In the records below, find each line containing the word "React" and copy it.

Front-end source files:
* * *
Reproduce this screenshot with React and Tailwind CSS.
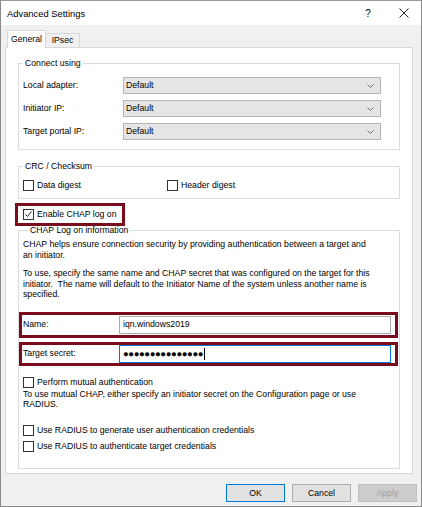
import React from "react";

function Check({ checked }) {
  return (
    <span className="w-[11px] h-[11px] border border-[#333333] bg-white flex items-center justify-center shrink-0">
      {checked && (
        <svg width="9" height="9" viewBox="0 0 9 9">
          <path d="M1.5 4.5 L3.5 6.5 L7.5 1.5" stroke="#222" strokeWidth="1" fill="none" />
        </svg>
      )}
    </span>
  );
}

function CheckRow({ checked, label, className = "" }) {
  return (
    <div className={"flex items-center h-[13px] gap-[3px] " + className}>
      <Check checked={checked} />
      <span className="whitespace-nowrap">{label}</span>
    </div>
  );
}

function Combo() {
  return (
    <div className="w-[258px] h-[17px] bg-[#e5e5e5] border border-[#b4b4b4] flex items-center justify-between pl-[2px] pr-[6px]">
      <span>Default</span>
      <svg width="7" height="4" viewBox="0 0 7 4">
        <path d="M0.5 0.5 L3.5 3.5 L6.5 0.5" stroke="#6b6b6b" strokeWidth="1" fill="none" />
      </svg>
    </div>
  );
}

function Group({ label, legendClass = "ml-[4px]", className = "", children }) {
  return (
    <fieldset className={"border border-[#dcdcdc] min-w-0 " + className}>
      <legend className={"px-[2px] leading-[10px] whitespace-nowrap " + legendClass}>{label}</legend>
      {children}
    </fieldset>
  );
}

export default function App() {
  return (
    <div className="w-[422px] h-[507px] bg-[#f0f0f0] border border-[#8a8a8a] border-t-[#9a9a9a] flex flex-col text-[8.7px] leading-[11px] text-black font-['Liberation_Sans',Arial,sans-serif] overflow-hidden">
      {/* Title bar */}
      <div className="h-[24px] bg-white flex items-center shrink-0">
        <span className="pl-[6px] text-[9.4px] flex-1">Advanced Settings</span>
        <span className="text-[10px] w-[10px] mr-[26px] text-center">?</span>
        <svg width="10" height="10" viewBox="0 0 10 10" className="mr-[12px]">
          <path d="M0.5 0.5 L9.5 9.5 M9.5 0.5 L0.5 9.5" stroke="#222" strokeWidth="1" />
        </svg>
      </div>

      {/* Tabs */}
      <div className="mt-[5px] h-[18px] -mb-[1px] flex items-end pl-[6px] relative z-10">
        <div className="h-[18px] w-[39px] bg-white border-t border-l border-r border-[#d9d9d9] flex items-center justify-center pb-[1px]">
          General
        </div>
        <div className="h-[14px] mb-[1px] w-[34px] border-t border-r border-[#d9d9d9] flex items-center justify-center">
          IPsec
        </div>
      </div>

      {/* Panel */}
      <div className="ml-[4px] w-[408px] h-[427px] shrink-0 border border-[#d9d9d9] bg-white flex flex-col pl-[12px] pr-[12px]">
        <Group label="Connect using" className="mt-[10px] pt-[9px] pb-[9px]">
          <div className="grid grid-cols-[100px_258px] gap-y-[6px] pl-[4px] items-center">
            <span>Local adapter:</span>
            <Combo />
            <span>Initiator IP:</span>
            <Combo />
            <span>Target portal IP:</span>
            <Combo />
          </div>
        </Group>

        <Group label="CRC / Checksum" className="mt-[11px] pt-[8px] pb-[6px]">
          <div className="flex pl-[4px]">
            <CheckRow label="Data digest" className="w-[144px]" />
            <CheckRow label="Header digest" />
          </div>
        </Group>

        <div className="mt-[4px] -ml-[3px] w-[110px] h-[23px] border-[3px] border-[#7b0c1e] flex items-center pl-[5px]">
          <CheckRow checked label="Enable CHAP log on" />
        </div>

        <Group label="CHAP Log on information" legendClass="ml-[9px]" className="-mt-[1px] pt-[4px] pb-[15px]">
          <p className="pl-[4px] leading-[10.5px] whitespace-nowrap">
            CHAP helps ensure connection security by providing authentication between a target and
            <br />
            an initiator.
          </p>
          <p className="pl-[4px] mt-[8px] leading-[10.5px] whitespace-nowrap">
            To use, specify the same name and CHAP secret that was configured on the target for this
            <br />
            initiator.&nbsp; The name will default to the Initiator Name of the system unless another name is
            <br />
            specified.
          </p>

          <div className="mt-[12px] w-[379px] h-[26px] border-[3px] border-[#7b0c1e] flex items-center pl-[1px]">
            <span className="w-[96px]">Name:</span>
            <div className="w-[272px] h-[18px] border border-[#acacac] bg-white flex items-center pl-[3px]">
              iqn.windows2019
            </div>
          </div>

          <div className="mt-[4px] w-[379px] h-[24px] border-[3px] border-[#7b0c1e] flex items-center pl-[1px]">
            <span className="w-[96px]">Target secret:</span>
            <div className="w-[272px] h-[18px] border border-[#0078d7] bg-white flex items-center pl-[3px]">
              <span className="text-[9.5px] tracking-[-0.4px] leading-[10px]">●●●●●●●●●●●●●●●</span>
              <span className="w-[1px] h-[12px] bg-black ml-[1px]" />
            </div>
          </div>

          <CheckRow label="Perform mutual authentication" className="mt-[10px] pl-[4px]" />
          <p className="pl-[4px] leading-[10.5px] whitespace-nowrap">
            To use mutual CHAP, either specify an initiator secret on the Configuration page or use
            <br />
            RADIUS.
          </p>
          <CheckRow label="Use RADIUS to generate user authentication credentials" className="mt-[14px] pl-[4px]" />
          <CheckRow label="Use RADIUS to authenticate target credentials" className="mt-[3px] pl-[4px]" />
        </Group>
      </div>

      {/* Buttons */}
      <div className="mt-[10px] flex justify-end gap-[7px] pr-[4px]">
        <button className="w-[59px] h-[18px] border border-[#0078d7] bg-[#e1e1e1] flex items-center justify-center">OK</button>
        <button className="w-[59px] h-[18px] border border-[#adadad] bg-[#e1e1e1] flex items-center justify-center">Cancel</button>
        <button className="w-[59px] h-[18px] border border-[#bfbfbf] bg-[#cccccc] text-[#a0a0a0] flex items-center justify-center">Apply</button>
      </div>
    </div>
  );
}
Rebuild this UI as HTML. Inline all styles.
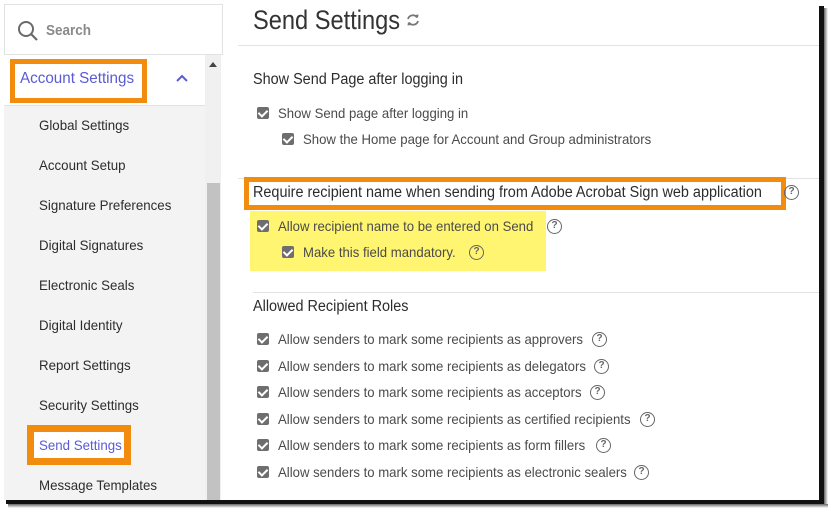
<!DOCTYPE html>
<html><head><style>
*{margin:0;padding:0;box-sizing:border-box}
body{width:828px;height:508px;background:#fff;position:relative;overflow:hidden;font-family:"Liberation Sans",sans-serif;}
.a{position:absolute;white-space:nowrap;transform-origin:0 0}
.nav{font-size:14px;color:#2c2c2c;left:39px;transform:scaleX(0.95)}
.cb{position:absolute;width:12px;height:12px;background:#6e6e6e;border-radius:2px}
.cb:after{content:"";position:absolute;left:3px;top:1px;width:4px;height:7px;border:solid #fff;border-width:0 2px 2px 0;transform:rotate(45deg)}
.t{font-size:14px;color:#4b4b4b;transform:scaleX(0.94)}
.q{position:absolute;width:15px;height:15px;border:1.6px solid #666;border-radius:50%;font-size:10px;font-weight:bold;color:#666;text-align:center;line-height:12px}
.h{font-size:15.5px;color:#2c2c2c;transform:scaleX(0.93)}
</style></head><body>
<div class="a" style="left:819px;top:6px;width:5px;height:498px;background:#111"></div>
<div class="a" style="left:824px;top:8px;width:4px;height:498px;background:linear-gradient(90deg,#666,#fff)"></div>
<div class="a" style="left:6px;top:500px;width:818px;height:4px;background:#111"></div>
<div class="a" style="left:8px;top:504px;width:820px;height:4px;background:linear-gradient(180deg,#666,#fff)"></div>

<div class="a" style="left:4px;top:4px;width:219px;height:51px;border:1px solid #e2e2e2;background:#fff"></div>
<svg class="a" style="left:17px;top:20px" width="22" height="22"><circle cx="9" cy="9" r="7" fill="none" stroke="#6a6a6a" stroke-width="2"/><line x1="14" y1="14" x2="20" y2="20" stroke="#6a6a6a" stroke-width="2.2"/></svg>
<div class="a" style="left:46px;top:22px;font-size:15px;font-weight:bold;color:#8a8a8a;transform:scaleX(0.9)">Search</div>
<div class="a" style="left:4px;top:105px;width:201px;height:395px;background:#f3f3f3"></div>
<div class="a" style="left:4px;top:105px;width:201px;height:1px;background:#e2e2e2"></div>
<div class="a" style="left:205px;top:55px;width:16px;height:445px;background:#f0f0f0"></div>
<div class="a" style="left:207px;top:183px;width:13px;height:317px;background:#c2c2c2"></div>
<div class="a" style="left:209px;top:62px;width:0;height:0;border-left:4px solid transparent;border-right:4px solid transparent;border-bottom:5px solid #444"></div>
<div class="a" style="left:10px;top:59px;width:137px;height:44px;border:5px solid #f28c0f;background:#fff"></div>
<div class="a" style="left:20px;top:70px;font-size:16px;color:#5a5ad6;transform:scaleX(0.95)">Account Settings</div>
<svg class="a" style="left:176px;top:74px" width="12" height="8"><path d="M1 7 L6 2 L11 7" fill="none" stroke="#5a5ad6" stroke-width="2"/></svg>
<div class="a nav" style="top:117px">Global Settings</div>
<div class="a nav" style="top:157px">Account Setup</div>
<div class="a nav" style="top:197px">Signature Preferences</div>
<div class="a nav" style="top:237px">Digital Signatures</div>
<div class="a nav" style="top:277px">Electronic Seals</div>
<div class="a nav" style="top:317px">Digital Identity</div>
<div class="a nav" style="top:357px">Report Settings</div>
<div class="a nav" style="top:397px">Security Settings</div>
<div class="a" style="left:27px;top:425px;width:104px;height:40px;border:7px solid #f28c0f;background:#fff"></div>
<div class="a nav" style="top:437px;color:#5a5ad6">Send Settings</div>
<div class="a nav" style="top:477px">Message Templates</div>

<div class="a" style="left:253px;top:5px;font-size:27px;color:#333;transform:scaleX(0.875)">Send Settings</div>
<svg class="a" style="left:405px;top:12px" width="16" height="16"><path d="M3 7 A5 5 0 0 1 12 5.5 M13 9 A5 5 0 0 1 4 10.5" fill="none" stroke="#777" stroke-width="1.8"/><path d="M10 3 L13 6 L13.5 2.5Z M6 13 L3 10 L2.5 13.5Z" fill="#777"/></svg>
<div class="a" style="left:238px;top:45px;width:581px;height:1px;background:#e3e3e3"></div>
<div class="a h" style="left:253px;top:71px">Show Send Page after logging in</div>
<div class="cb" style="left:257px;top:107px"></div><div class="a t" style="left:278px;top:105px">Show Send page after logging in</div>
<div class="cb" style="left:282px;top:133px"></div><div class="a t" style="left:303px;top:131px">Show the Home page for Account and Group administrators</div>
<div class="a" style="left:238px;top:178px;width:581px;height:1px;background:#e3e3e3"></div>
<div class="a" style="left:244px;top:177px;width:542px;height:33px;border:5px solid #f28c0f;background:#fff"></div>
<div class="a h" style="left:253px;top:184px">Require recipient name when sending from Adobe Acrobat Sign web application</div>
<div class="q" style="left:784px;top:185px">?</div>
<div class="a" style="left:250px;top:211px;width:296px;height:60px;background:#fff570"></div>
<div class="cb" style="left:257px;top:220px"></div><div class="a t" style="left:278px;top:218px">Allow recipient name to be entered on Send</div>
<div class="q" style="left:547px;top:219px">?</div>
<div class="cb" style="left:282px;top:246px"></div><div class="a t" style="left:303px;top:244px">Make this field mandatory.</div>
<div class="q" style="left:469px;top:245px">?</div>
<div class="a" style="left:253px;top:292px;width:566px;height:1px;background:#e3e3e3"></div>
<div class="a h" style="left:253px;top:298px">Allowed Recipient Roles</div>
<div class="cb" style="left:257px;top:333px"></div><div class="a t" style="left:278px;top:331px">Allow senders to mark some recipients as approvers</div><div class="q" style="left:592px;top:332px">?</div>
<div class="cb" style="left:257px;top:360px"></div><div class="a t" style="left:278px;top:358px">Allow senders to mark some recipients as delegators</div><div class="q" style="left:594px;top:359px">?</div>
<div class="cb" style="left:257px;top:386px"></div><div class="a t" style="left:278px;top:384px">Allow senders to mark some recipients as acceptors</div><div class="q" style="left:590px;top:385px">?</div>
<div class="cb" style="left:257px;top:413px"></div><div class="a t" style="left:278px;top:411px">Allow senders to mark some recipients as certified recipients</div><div class="q" style="left:640px;top:412px">?</div>
<div class="cb" style="left:257px;top:439px"></div><div class="a t" style="left:278px;top:437px">Allow senders to mark some recipients as form fillers</div><div class="q" style="left:596px;top:438px">?</div>
<div class="cb" style="left:257px;top:466px"></div><div class="a t" style="left:278px;top:464px">Allow senders to mark some recipients as electronic sealers</div><div class="q" style="left:634px;top:465px">?</div>
</body></html>
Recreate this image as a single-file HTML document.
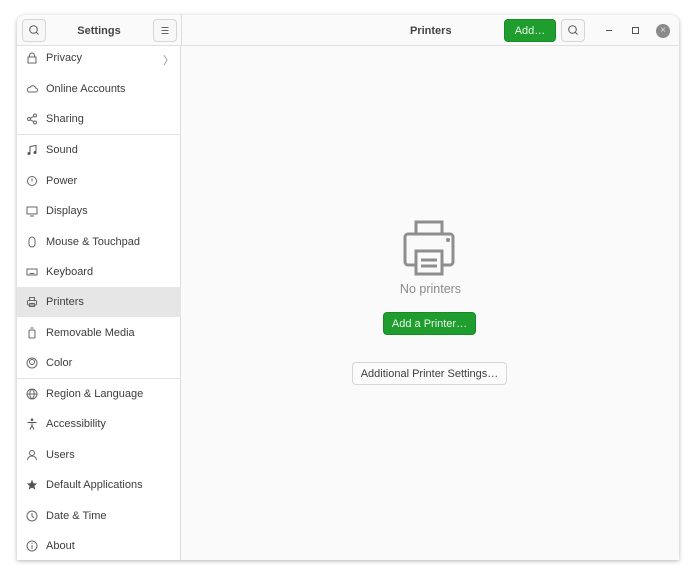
<!DOCTYPE html>
<html><head><style>
*{margin:0;padding:0;box-sizing:border-box}
body{width:696px;height:580px;background:#fff;font-family:"Liberation Sans",sans-serif;font-size:11px;color:#3d3d3d;position:relative;overflow:hidden}
.win{position:absolute;left:17px;top:15px;width:662px;height:545px;background:#fafafa;border-radius:8px 8px 0 0;box-shadow:0 1px 4px rgba(0,0,0,.3);overflow:hidden}
.hdr{position:absolute;left:0;top:0;width:662px;height:31px;background:#fafafa;border-bottom:1px solid #e0e0e0}
.side{position:absolute;left:0;top:31px;width:164px;height:514px;background:#fff;border-right:1px solid #dcdcdc}
.hsep{position:absolute;left:164px;top:0;width:1px;height:31px;background:#dcdcdc}
.btn{position:absolute;border:1px solid #d6d6d6;border-radius:4px;background:#f7f7f7;display:flex;align-items:center;justify-content:center}
.row{position:absolute;left:0;width:164px;height:30px}
.row span{position:absolute;left:29px;top:9px}
.row svg{position:absolute;left:9px;top:9px}
.sel{background:#e6e6e6}
.sep{position:absolute;left:0;width:164px;height:1px;background:#e2e2e2}
.green{background:#1f9d2e;color:#e8f5e8;border:1px solid #178a25;border-radius:4px;position:absolute;display:flex;align-items:center;justify-content:center}
</style></head><body>
<div class="win">
<div class="hdr">
 <div class="btn" style="left:5px;top:4px;width:24px;height:23px"><svg width="22" height="21" viewBox="0 0 22 21"><circle cx="10.5" cy="9.5" r="3.8" fill="none" stroke="#555" stroke-width="1"/><line x1="13.3" y1="12.3" x2="15.5" y2="14.5" stroke="#555"/></svg></div>
 <div style="position:absolute;left:0;width:164px;top:10px;text-align:center;font-weight:bold;color:#444">Settings</div>
 <div class="btn" style="left:136px;top:4px;width:24px;height:23px"><svg width="22" height="21" viewBox="0 0 22 21"><path d="M7.5 7.5h7M7.5 10.5h7M7.5 13.5h7" stroke="#666" stroke-width="1"/></svg></div>
 <div class="hsep"></div>
 <div style="position:absolute;left:393px;top:10px;font-weight:bold;color:#444">Printers</div>
 <div class="green" style="left:487px;top:4px;width:52px;height:23px">Add…</div>
 <div class="btn" style="left:544px;top:4px;width:24px;height:23px"><svg width="22" height="21" viewBox="0 0 22 21"><circle cx="10.5" cy="9.5" r="3.8" fill="none" stroke="#555"/><line x1="13.3" y1="12.3" x2="15.5" y2="14.5" stroke="#555"/></svg></div>
 <div style="position:absolute;left:589px;top:15px;width:6px;height:1px;background:#555"></div>
 <div style="position:absolute;left:615px;top:12px;width:7px;height:7px;border:1px solid #555"></div>
 <div style="position:absolute;left:639px;top:9px;width:14px;height:14px;border-radius:50%;background:#8a8a8a;color:#ddd;font-size:10px;line-height:14px;text-align:center">×</div>
</div>
<div class="side">
 <div class="row" style="top:-3px"><svg width="12" height="12"><rect x="2" y="5" width="8" height="6" fill="none" stroke="#666"/><path d="M3.5 5V3.5a2.5 2.5 0 0 1 5 0V5" fill="none" stroke="#666"/></svg><span>Privacy</span><span style="left:146px;color:#888">〉</span></div>
 <div class="row" style="top:28px"><svg width="12" height="12"><path d="M3 9h6.5a2 2 0 0 0 0-4 3 3 0 0 0-5.6-.5A2.3 2.3 0 0 0 3 9z" fill="none" stroke="#666"/></svg><span>Online Accounts</span></div>
 <div class="row" style="top:58px"><svg width="12" height="12"><circle cx="3" cy="6" r="1.5" fill="none" stroke="#666"/><circle cx="9" cy="2.5" r="1.5" fill="none" stroke="#666"/><circle cx="9" cy="9.5" r="1.5" fill="none" stroke="#666"/><path d="M4.3 5.3l3.4-2M4.3 6.7l3.4 2" stroke="#666"/></svg><span>Sharing</span></div>
 <div class="sep" style="top:88px"></div>
 <div class="row" style="top:89px"><svg width="12" height="12"><path d="M4 9V2.5l6-1V8" fill="none" stroke="#555"/><circle cx="3" cy="9.5" r="1.5" fill="#555"/><circle cx="9" cy="8.5" r="1.5" fill="#555"/></svg><span>Sound</span></div>
 <div class="row" style="top:120px"><svg width="12" height="12"><circle cx="6" cy="6" r="4.5" fill="none" stroke="#666"/><path d="M6 3.5v3" stroke="#666"/></svg><span>Power</span></div>
 <div class="row" style="top:150px"><svg width="12" height="12"><rect x="1" y="2" width="10" height="7" fill="none" stroke="#666"/><path d="M4 11h4" stroke="#666"/></svg><span>Displays</span></div>
 <div class="row" style="top:181px"><svg width="12" height="12"><rect x="3" y="1" width="6" height="10" rx="3" fill="none" stroke="#666"/></svg><span>Mouse &amp; Touchpad</span></div>
 <div class="row" style="top:211px"><svg width="12" height="12"><rect x="1" y="3" width="10" height="6" fill="none" stroke="#666"/><path d="M3.5 7.5h5" stroke="#666"/></svg><span>Keyboard</span></div>
 <div class="row sel" style="top:241px"><svg width="12" height="12"><rect x="3.5" y="1.5" width="5" height="3" fill="none" stroke="#666"/><rect x="1.5" y="4.5" width="9" height="4.5" rx="1" fill="none" stroke="#666"/><rect x="3.5" y="7.5" width="5" height="3" fill="none" stroke="#666"/></svg><span>Printers</span></div>
 <div class="row" style="top:272px"><svg width="12" height="12"><rect x="3" y="3" width="6" height="8" rx="1" fill="none" stroke="#666"/><path d="M4.5 1h3" stroke="#666"/></svg><span>Removable Media</span></div>
 <div class="row" style="top:302px"><svg width="12" height="12"><circle cx="6" cy="6" r="5" fill="none" stroke="#666"/><circle cx="6" cy="5" r="2.5" fill="none" stroke="#666"/></svg><span>Color</span></div>
 <div class="sep" style="top:332px"></div>
 <div class="row" style="top:333px"><svg width="12" height="12"><circle cx="6" cy="6" r="5" fill="none" stroke="#666"/><path d="M1 6h10M6 1c-3 3-3 7 0 10M6 1c3 3 3 7 0 10" fill="none" stroke="#666"/></svg><span>Region &amp; Language</span></div>
 <div class="row" style="top:363px"><svg width="12" height="12"><circle cx="6" cy="1.8" r="1.3" fill="#555"/><path d="M1.5 4.5h9M6 4.5v3l-2 4M6 7.5l2 4" fill="none" stroke="#555"/></svg><span>Accessibility</span></div>
 <div class="row" style="top:394px"><svg width="12" height="12"><circle cx="6" cy="4" r="2.5" fill="none" stroke="#666"/><path d="M1.5 11a4.5 4 0 0 1 9 0" fill="none" stroke="#666"/></svg><span>Users</span></div>
 <div class="row" style="top:424px"><svg width="12" height="12"><path d="M6 .8l1.5 3.4 3.7.3-2.8 2.4.9 3.6L6 8.6 2.7 10.5l.9-3.6L.8 4.5l3.7-.3z" fill="#555"/></svg><span>Default Applications</span></div>
 <div class="row" style="top:455px"><svg width="12" height="12"><circle cx="6" cy="6" r="5" fill="none" stroke="#666"/><path d="M6 3v3l2 2" fill="none" stroke="#666"/></svg><span>Date &amp; Time</span></div>
 <div class="row" style="top:485px"><svg width="12" height="12"><circle cx="6" cy="6" r="5" fill="none" stroke="#666"/><path d="M6 5v4M6 3v1" stroke="#666"/></svg><span>About</span></div>
</div>
<svg style="position:absolute;left:385px;top:205px" width="58" height="56" viewBox="0 0 58 56"><g fill="none" stroke="#8e8e8e" stroke-width="3"><path d="M14 14V2h26v12"/><path d="M13 45H6a3 3 0 0 1-3-3V17a3 3 0 0 1 3-3h42a3 3 0 0 1 3 3v25a3 3 0 0 1-3 3h-7"/><rect x="14" y="31" width="26" height="23"/><path d="M19 40h16M19 46h16"/></g><circle cx="46" cy="20" r="2" fill="#8e8e8e"/></svg>
<div style="position:absolute;left:165px;width:497px;top:267px;text-align:center;font-size:12.5px;color:#8a8a8a">No printers</div>
<div class="green" style="left:366px;top:297px;width:93px;height:23px">Add a Printer…</div>
<div class="btn" style="left:335px;top:347px;width:155px;height:23px;background:#fbfbfb;color:#3d3d3d">Additional Printer Settings…</div>
</div>
</body></html>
* * *
== RESPONSE TO THIS TASK ==
Reproduce this screenshot with React and Tailwind CSS.
import React from "react";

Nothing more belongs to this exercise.